From the July/August 2022 issue of Apollo. Preview and subscribe here.
In the middle of the 20th century Aristide Maillol (1861–1944) was thought of as the most eminent representative of modern sculpture. That he is no longer regarded in this way can be put down to various reasons, but this exhibition will do little to return him to the position he once held. Rather, it will place him more firmly in the company of decorative and applied artists from the turn of the 20th century – the company, that is, of those artists represented by the Musée d’Orsay, whose official remit ends in 1914.
Although there is plenty of sculpture in this exhibition, the decorative arts here are more revelatory. Their scale is domestic, and the feel of the display itself that of a fin-de-siècle salon interior. One of the more delightful aspects of the exhibition is the way in which it places Maillol’s works in the houses of his friends – Denis, Bonnard, Renoir, Vuillard – and allows us to see them as part of the ‘furniture’ of their paintings.
The subtitle of the exhibition gives a fair indication of its tone. ‘Aristide Maillol: The Quest for Harmony’ is a surprisingly straightforward monographic exhibition, which seeks rather to gather together a lot of works than to analyse them and their effect. The show has an impressive list of exhibits, 157 in total, with nearly half on loan from either the Fondation Dina Vierny or via the Galerie Dina Vierny – a clear indication of the debt which the Museum owes Maillol’s last model, with whom he worked throughout the final decade of his life. The continued close involvement of Vierny’s family has profoundly affected studies of Maillol, who is still effectively a ‘private’ artist when compared with those contemporaries whose sculptural legacies are now fully within the fold of the French museum system.
The exhibition expands our knowledge of Maillol’s two-dimensional work – not just his paintings of the female profile, but his textiles, prints and illustrations; this focus on line and relief in the early part of the exhibition makes for an effective transition into the sculptures. Lesser-known works are most in evidence here, including the Concert de femmes, a large embroidery on loan from Copenhagen, and a striking polychrome terracotta relief of the Virgin, normally in Perpignan.
Some of the themes explored here – notably Maillol’s reception in Germany, but also the question of his attitudes to sex – are potentially very complicated, especially given the politics of Franco-German relations in these years. But the exhibition deals with these problems briskly and in a manner that shuts down discussion rather than opening it up. Instead we are offered a comforting, almost old-fashioned, vision which supports rather than unsettles the straightforward understanding of Maillol’s sculpture as being in line with the classical turn after the First World War.
At the centre of the display, and existing almost in parallel to the narrative sections spaced around the walls, are three islands of sculpture, bringing together Maillol’s major three-dimensional works. Among them are the early stone and plaster crouching figures which, like Méditerrannée, reduce the figure to cubic form. The bronze statues, such as The Seasons, stand upright, well balanced, more frontal. The late reclining nudes, such as L’Air, pivot on the hip, caught in a perennially arresting state of (un)balance.

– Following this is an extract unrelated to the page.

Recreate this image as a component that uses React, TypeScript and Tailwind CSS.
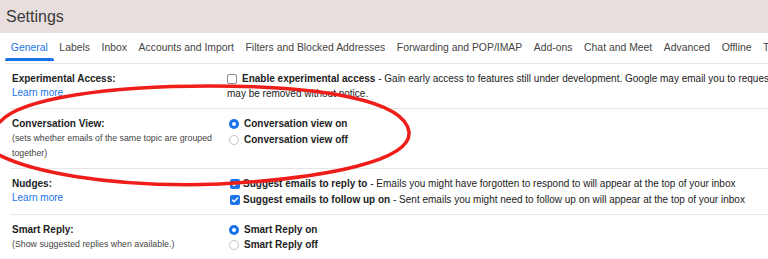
import { Check } from "lucide-react";

const tabs = [
  "General",
  "Labels",
  "Inbox",
  "Accounts and Import",
  "Filters and Blocked Addresses",
  "Forwarding and POP/IMAP",
  "Add-ons",
  "Chat and Meet",
  "Advanced",
  "Offline",
  "Themes",
];

function Checkbox({ checked }: { checked?: boolean }) {
  if (checked) {
    return (
      <span className="flex h-[10px] w-[10px] shrink-0 items-center justify-center rounded-[2px] bg-[#1a73e8]">
        <Check size={8} strokeWidth={4} className="text-white" />
      </span>
    );
  }
  return <span className="h-[10px] w-[10px] shrink-0 rounded-[2px] border border-[#8a8a8a] bg-white" />;
}

function Radio({ checked }: { checked?: boolean }) {
  if (checked) {
    return (
      <span className="flex h-[10px] w-[10px] shrink-0 items-center justify-center rounded-full bg-[#1a73e8]">
        <span className="h-[4px] w-[4px] rounded-full bg-white" />
      </span>
    );
  }
  return <span className="h-[10px] w-[10px] shrink-0 rounded-full border border-[#c4c4c4] bg-white" />;
}

function Row({
  label,
  sub,
  link,
  children,
}: {
  label: string;
  sub?: React.ReactNode;
  link?: boolean;
  children: React.ReactNode;
}) {
  return (
    <div className="flex border-b border-[#e6e6e6] pt-[8px] pb-[7px]">
      <div className="w-[217px] shrink-0 pl-[2px]">
        <div className="text-[10px] font-bold leading-[14px] text-[#222]">{label}</div>
        {link && <div className="text-[10px] leading-[14px] text-[#1a73e8]">Learn more</div>}
        {sub && <div className="whitespace-nowrap text-[8.8px] leading-[15px] text-[#444]">{sub}</div>}
      </div>
      <div className="flex min-w-0 flex-col whitespace-nowrap text-[10px] leading-[14.5px] text-[#222]">
        {children}
      </div>
    </div>
  );
}

export default function App() {
  return (
    <div className="relative h-[259px] w-[768px] overflow-hidden bg-white font-['Liberation_Sans',Arial,sans-serif]">
      <div className="flex h-[33px] items-center bg-[#e7dedd] px-[6px] text-[16px] text-[#3a3a3a]">
        Settings
      </div>

      <div className="ml-[5px] flex h-[31px] items-end border-b border-[#e6e6e6] pb-[2px]">
        {tabs.map((t, i) => (
          <div key={t} className="flex h-full flex-col px-[5.8px]">
            <span
              className={
                "mt-auto whitespace-nowrap text-[10.4px] leading-[14px] " +
                (i === 0 ? "text-[#1a73e8]" : "text-[#444]")
              }
            >
              {t}
            </span>
            <span
              className={
                "mt-[3px] -mx-[5.8px] h-[3px] rounded-t-[2px] " + (i === 0 ? "bg-[#1a73e8]" : "bg-transparent")
              }
            />
          </div>
        ))}
      </div>

      <div className="ml-[10px]">
        <Row label="Experimental Access:" link>
          <div className="flex items-center gap-[5px]">
            <Checkbox />
            <span>
              <b>Enable experimental access</b> - Gain early access to features still under development. Google may
              email you to request feedback on features. Experimental features
            </span>
          </div>
          <div>may be removed without notice.</div>
        </Row>

        <Row
          label="Conversation View:"
          sub={
            <>
              (sets whether emails of the same topic are grouped
              <br />
              together)
            </>
          }
        >
          <div className="flex flex-col gap-[1px] pl-[2px] font-bold">
            <div className="flex items-center gap-[5px]">
              <Radio checked />
              <span>Conversation view on</span>
            </div>
            <div className="flex items-center gap-[5px]">
              <Radio />
              <span>Conversation view off</span>
            </div>
          </div>
        </Row>

        <Row label="Nudges:" link>
          <div className="flex flex-col gap-[1px] pl-[3px]">
            <div className="flex items-center gap-[3px]">
              <Checkbox checked />
              <span>
                <b>Suggest emails to reply to</b> - Emails you might have forgotten to respond to will appear at the
                top of your inbox
              </span>
            </div>
            <div className="flex items-center gap-[3px]">
              <Checkbox checked />
              <span>
                <b>Suggest emails to follow up on</b> - Sent emails you might need to follow up on will appear at the
                top of your inbox
              </span>
            </div>
          </div>
        </Row>

        <Row label="Smart Reply:" sub="(Show suggested replies when available.)">
          <div className="flex flex-col pl-[2px] font-bold">
            <div className="flex items-center gap-[5px]">
              <Radio checked />
              <span>Smart Reply on</span>
            </div>
            <div className="flex items-center gap-[5px]">
              <Radio />
              <span>Smart Reply off</span>
            </div>
          </div>
        </Row>
      </div>

      {/* hand-drawn annotation */}
      <svg className="pointer-events-none absolute inset-0" width="768" height="259" viewBox="0 0 768 259">
        <path
          d="M 0 122 C 20 98, 110 86, 210 86 C 320 86, 405 100, 409 132 C 412 160, 330 178, 220 184 C 110 188, 25 172, -10 150"
          fill="none"
          stroke="#f01e1a"
          strokeWidth="3.5"
          strokeLinecap="round"
        />
      </svg>
    </div>
  );
}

Within the physical constraints of the gallery, these are well displayed, but the effect of these powerful works is greatly reduced by the low ceilings of the galleries. Only when one leaves the exhibition, and crosses into the central hall of the museum, does one confront a sculpture ‘in liberty’. The full figure of Action enchaînée, striding across the floor, but thrusting upwards into the air as well, reminds us why Maillol was so beloved of architects. This central space might have been more fully used.
The spatial (architectural) aspect is an important one which, though illustrated in the catalogue, is missing from the show. Moreover, although the catalogue shows the ways in which his sculptures were used in early 20th-century buildings, it does not look much beyond this; with more than 30 short essays by 10 authors, it indicates the pluralistic nature of an exhibition without any apparent over-riding argument, but with abundant detail and close focus. Maillol’s sculptures were not just placed in European buildings, but used in projects by Mies van der Rohe and Louis Kahn. He came to embody a European classicism for Americans in a way that allowed him (or his posthumous reputation) to escape post-war opprobrium in France. The adoption of his vision in the United States is an important part of his legacy, and important also to understanding his art as a public rather than a merely private one. Having a sense of how this happened is key to understanding his success as a monumental sculptor. His magnificent Rivière still holds its own in the sculpture garden of MoMA.
The remarkable way in which Maillol’s monumental sculptures define and expand into space is, alas, something we hardly experience in the exhibition galleries. Perhaps the spaces in Zurich, where the exhibition travels in October, and Roubaix (from February 2023) will be kinder. The contemporary sculptor Charles Ray’s work is currently on show elsewhere in the city, at the Pompidou and the Bourse de Commerce, and there are striking coincidences between the two sculptors’ powerful closed forms. I can’t help wondering how it might have been if Maillol had been shown in the Pompidou (where he has every right to be) and whether then we might think of him as modern.
‘Aristide Maillol (1861–1944). The Quest for Harmony’ is at the Musée d’Orsay, Paris, until 21 August.